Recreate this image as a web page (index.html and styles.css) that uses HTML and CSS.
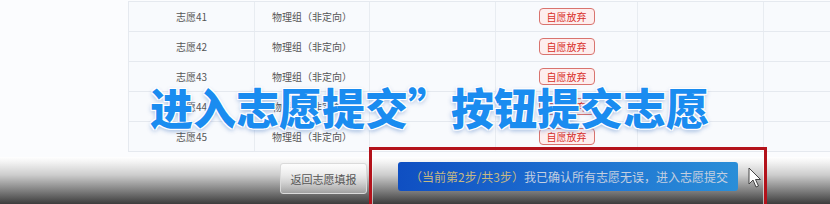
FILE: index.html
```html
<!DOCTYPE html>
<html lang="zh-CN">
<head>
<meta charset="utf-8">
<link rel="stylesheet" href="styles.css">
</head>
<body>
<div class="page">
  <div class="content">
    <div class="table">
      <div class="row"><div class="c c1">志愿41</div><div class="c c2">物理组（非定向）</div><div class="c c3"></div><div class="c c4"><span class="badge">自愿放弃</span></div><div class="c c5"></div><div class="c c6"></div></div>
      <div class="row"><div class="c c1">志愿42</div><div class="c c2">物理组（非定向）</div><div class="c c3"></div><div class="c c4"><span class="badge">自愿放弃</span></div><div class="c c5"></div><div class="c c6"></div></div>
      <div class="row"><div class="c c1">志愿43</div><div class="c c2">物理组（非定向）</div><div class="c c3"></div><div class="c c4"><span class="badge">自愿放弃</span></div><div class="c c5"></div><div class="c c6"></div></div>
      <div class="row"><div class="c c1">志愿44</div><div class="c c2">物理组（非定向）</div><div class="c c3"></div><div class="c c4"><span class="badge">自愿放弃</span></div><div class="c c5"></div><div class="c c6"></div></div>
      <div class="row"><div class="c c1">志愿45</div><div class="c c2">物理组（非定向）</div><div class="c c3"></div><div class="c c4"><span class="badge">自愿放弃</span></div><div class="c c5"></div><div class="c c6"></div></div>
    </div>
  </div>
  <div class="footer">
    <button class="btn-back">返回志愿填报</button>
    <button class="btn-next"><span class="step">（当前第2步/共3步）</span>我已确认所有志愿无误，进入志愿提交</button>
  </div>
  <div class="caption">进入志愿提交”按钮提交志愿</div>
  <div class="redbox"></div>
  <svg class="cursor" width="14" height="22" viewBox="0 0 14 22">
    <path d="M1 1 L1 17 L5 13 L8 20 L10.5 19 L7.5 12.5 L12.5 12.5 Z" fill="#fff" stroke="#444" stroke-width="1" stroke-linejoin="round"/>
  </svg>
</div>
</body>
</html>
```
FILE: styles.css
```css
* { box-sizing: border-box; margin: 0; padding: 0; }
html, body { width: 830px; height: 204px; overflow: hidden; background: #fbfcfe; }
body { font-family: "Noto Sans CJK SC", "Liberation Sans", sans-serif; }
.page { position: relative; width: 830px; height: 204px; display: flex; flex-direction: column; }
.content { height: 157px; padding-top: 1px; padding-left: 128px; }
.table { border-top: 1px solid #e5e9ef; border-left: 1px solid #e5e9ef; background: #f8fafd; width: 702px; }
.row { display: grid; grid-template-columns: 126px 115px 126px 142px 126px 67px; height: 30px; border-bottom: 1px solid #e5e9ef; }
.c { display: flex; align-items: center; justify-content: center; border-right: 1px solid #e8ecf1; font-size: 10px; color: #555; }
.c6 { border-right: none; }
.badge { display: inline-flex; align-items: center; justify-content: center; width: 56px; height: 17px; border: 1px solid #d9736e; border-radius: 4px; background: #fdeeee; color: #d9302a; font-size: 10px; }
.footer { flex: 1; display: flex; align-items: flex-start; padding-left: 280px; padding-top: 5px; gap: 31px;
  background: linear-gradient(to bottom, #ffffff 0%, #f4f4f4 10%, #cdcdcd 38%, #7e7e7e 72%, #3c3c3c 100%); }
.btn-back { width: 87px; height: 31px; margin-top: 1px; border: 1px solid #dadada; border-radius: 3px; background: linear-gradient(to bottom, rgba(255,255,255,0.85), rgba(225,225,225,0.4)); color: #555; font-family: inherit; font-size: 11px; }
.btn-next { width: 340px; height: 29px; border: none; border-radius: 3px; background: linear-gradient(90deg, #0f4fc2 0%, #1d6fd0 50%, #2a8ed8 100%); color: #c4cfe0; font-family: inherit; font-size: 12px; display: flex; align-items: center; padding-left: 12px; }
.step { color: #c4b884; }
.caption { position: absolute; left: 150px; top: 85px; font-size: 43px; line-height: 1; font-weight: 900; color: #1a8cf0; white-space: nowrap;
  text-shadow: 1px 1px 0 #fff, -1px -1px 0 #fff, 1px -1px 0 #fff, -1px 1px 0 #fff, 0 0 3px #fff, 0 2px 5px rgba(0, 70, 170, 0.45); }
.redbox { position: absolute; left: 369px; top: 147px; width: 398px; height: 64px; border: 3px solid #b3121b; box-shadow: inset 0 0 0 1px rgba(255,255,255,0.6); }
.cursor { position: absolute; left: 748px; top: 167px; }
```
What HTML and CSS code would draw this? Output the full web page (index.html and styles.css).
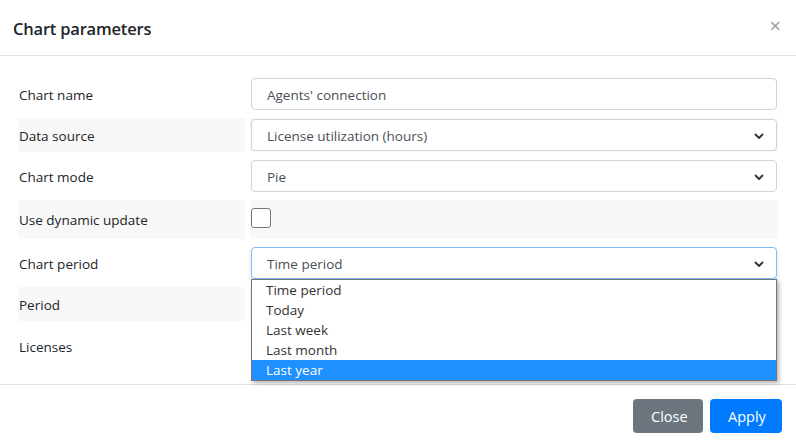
===============
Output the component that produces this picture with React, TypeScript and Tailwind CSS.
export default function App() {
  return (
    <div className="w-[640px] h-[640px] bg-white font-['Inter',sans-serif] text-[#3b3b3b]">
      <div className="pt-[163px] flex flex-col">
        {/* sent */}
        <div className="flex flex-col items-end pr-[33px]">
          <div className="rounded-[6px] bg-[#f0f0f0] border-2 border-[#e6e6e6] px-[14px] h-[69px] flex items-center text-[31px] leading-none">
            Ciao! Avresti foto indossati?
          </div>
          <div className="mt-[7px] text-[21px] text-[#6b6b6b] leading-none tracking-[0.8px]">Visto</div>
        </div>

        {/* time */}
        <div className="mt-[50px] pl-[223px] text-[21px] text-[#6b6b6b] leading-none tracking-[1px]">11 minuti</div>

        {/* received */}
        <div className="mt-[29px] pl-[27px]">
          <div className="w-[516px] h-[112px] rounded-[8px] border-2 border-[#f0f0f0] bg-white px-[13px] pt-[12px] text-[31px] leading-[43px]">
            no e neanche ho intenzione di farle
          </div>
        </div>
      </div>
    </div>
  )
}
===============
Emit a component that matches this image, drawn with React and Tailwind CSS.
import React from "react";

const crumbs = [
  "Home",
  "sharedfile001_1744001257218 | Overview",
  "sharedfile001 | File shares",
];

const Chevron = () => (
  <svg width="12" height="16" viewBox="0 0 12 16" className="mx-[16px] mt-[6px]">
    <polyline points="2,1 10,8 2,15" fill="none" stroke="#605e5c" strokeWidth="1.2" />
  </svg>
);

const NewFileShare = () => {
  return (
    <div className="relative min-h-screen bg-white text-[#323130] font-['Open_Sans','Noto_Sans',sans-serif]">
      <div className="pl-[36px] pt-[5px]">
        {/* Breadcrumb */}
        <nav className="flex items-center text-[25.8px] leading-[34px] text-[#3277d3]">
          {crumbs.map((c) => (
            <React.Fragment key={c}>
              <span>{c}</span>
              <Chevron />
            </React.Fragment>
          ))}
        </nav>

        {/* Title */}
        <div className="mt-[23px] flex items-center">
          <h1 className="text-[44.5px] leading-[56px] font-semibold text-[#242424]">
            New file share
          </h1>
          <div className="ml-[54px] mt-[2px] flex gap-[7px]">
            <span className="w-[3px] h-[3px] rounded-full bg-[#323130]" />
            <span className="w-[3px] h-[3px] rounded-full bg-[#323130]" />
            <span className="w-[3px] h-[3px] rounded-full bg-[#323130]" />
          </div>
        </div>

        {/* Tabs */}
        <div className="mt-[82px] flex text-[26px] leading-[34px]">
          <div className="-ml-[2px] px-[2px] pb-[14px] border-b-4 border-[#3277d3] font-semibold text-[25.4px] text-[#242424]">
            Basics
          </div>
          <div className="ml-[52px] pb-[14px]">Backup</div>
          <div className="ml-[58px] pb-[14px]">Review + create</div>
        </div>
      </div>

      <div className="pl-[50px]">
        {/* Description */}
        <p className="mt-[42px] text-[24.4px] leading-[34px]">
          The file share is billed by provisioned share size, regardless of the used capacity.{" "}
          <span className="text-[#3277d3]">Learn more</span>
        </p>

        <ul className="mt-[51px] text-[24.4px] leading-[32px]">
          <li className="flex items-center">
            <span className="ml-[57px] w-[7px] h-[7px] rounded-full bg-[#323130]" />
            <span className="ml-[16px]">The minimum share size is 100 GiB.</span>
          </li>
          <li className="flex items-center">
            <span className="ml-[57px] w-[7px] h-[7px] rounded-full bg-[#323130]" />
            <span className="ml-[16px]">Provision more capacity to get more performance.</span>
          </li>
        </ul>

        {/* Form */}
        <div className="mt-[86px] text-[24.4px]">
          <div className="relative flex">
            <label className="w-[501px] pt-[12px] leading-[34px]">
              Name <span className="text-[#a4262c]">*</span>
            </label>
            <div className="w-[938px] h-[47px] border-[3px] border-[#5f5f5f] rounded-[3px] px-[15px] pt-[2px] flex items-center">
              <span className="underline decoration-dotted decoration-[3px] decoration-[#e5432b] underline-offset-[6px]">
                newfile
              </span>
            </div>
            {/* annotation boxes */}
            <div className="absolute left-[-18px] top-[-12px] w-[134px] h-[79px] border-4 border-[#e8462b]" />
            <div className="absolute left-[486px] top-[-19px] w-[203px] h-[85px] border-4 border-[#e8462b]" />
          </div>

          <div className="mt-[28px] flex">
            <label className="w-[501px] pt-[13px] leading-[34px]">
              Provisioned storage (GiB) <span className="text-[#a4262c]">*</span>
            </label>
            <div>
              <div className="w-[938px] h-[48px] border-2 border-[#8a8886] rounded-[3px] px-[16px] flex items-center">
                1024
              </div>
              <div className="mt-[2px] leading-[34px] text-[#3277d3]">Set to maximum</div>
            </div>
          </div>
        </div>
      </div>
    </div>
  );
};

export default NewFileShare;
===============
● Goal of the exercise
Return only the stretch of the material above from the line holding "Output the component" through the line holding "pl-[223px] text-[21px] text-[#6b6b6b]", copied exactly.

● Task solution
Output the component that produces this picture with React, TypeScript and Tailwind CSS.
export default function App() {
  return (
    <div className="w-[640px] h-[640px] bg-white font-['Inter',sans-serif] text-[#3b3b3b]">
      <div className="pt-[163px] flex flex-col">
        {/* sent */}
        <div className="flex flex-col items-end pr-[33px]">
          <div className="rounded-[6px] bg-[#f0f0f0] border-2 border-[#e6e6e6] px-[14px] h-[69px] flex items-center text-[31px] leading-none">
            Ciao! Avresti foto indossati?
          </div>
          <div className="mt-[7px] text-[21px] text-[#6b6b6b] leading-none tracking-[0.8px]">Visto</div>
        </div>

        {/* time */}
        <div className="mt-[50px] pl-[223px] text-[21px] text-[#6b6b6b] leading-none tracking-[1px]">11 minuti</div>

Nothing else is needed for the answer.